Well, this could be "de bier" or "de beer"...maybe it should be heard as "De man drinkt de bier" or "De beer woont in de bergen". That way, one would mistake what type of "bier" / "beer" is heard.
What do you think?
@Keen: bier is a 'het'-noun: het bier, not de bier. The other one, beer, is a 'de'-noun. So if you only made those two words out what you heard, you would know that it must be beer, since the article 'de' is more clearly heard.
What I heard when listening (to the slowly pronounced version) was 'de bijen' (the bees) :) I would propose a rerecord. Whether it would help to put the word in a sentence remains to be seen. Then it would depend on the knowledge the reader has of the other words in the sentence - sufficient to deduce (the meaning of) 'de beer'.

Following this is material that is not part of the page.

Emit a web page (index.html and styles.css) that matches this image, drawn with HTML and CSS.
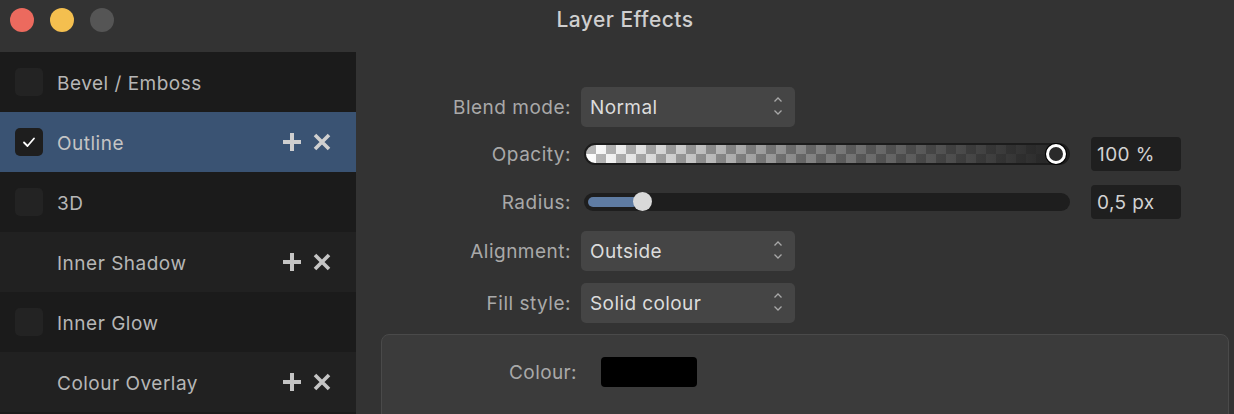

Yes, a double e is pronounced more like "ay" would be in English, whereas ie is more like "ee" in English. So the words sound more like "bayr" and "beer" if you're reading them from an English standpoint.
Not in this case - words ending in -eer don't follow the usual pronunciation of ee, so beer and bier sound similar. Also weer and wier, heer and hier, etc.
You are wrong. There is a clear difference between how you say beer and bier.
Not in any of my experiences of hearing either word. Maybe in other provinces the difference is more noticeable, but in Leiden/Den Haag/Rotterdam they're practically the same. Dhr de Beer doesn't pronounce his name 'de Behr', but rather in the way an English person would expect it to sound.
Yes. Dutch "beer" has a vowel similar to English "fear". Dutch "bier" has a vowel similar to English "see".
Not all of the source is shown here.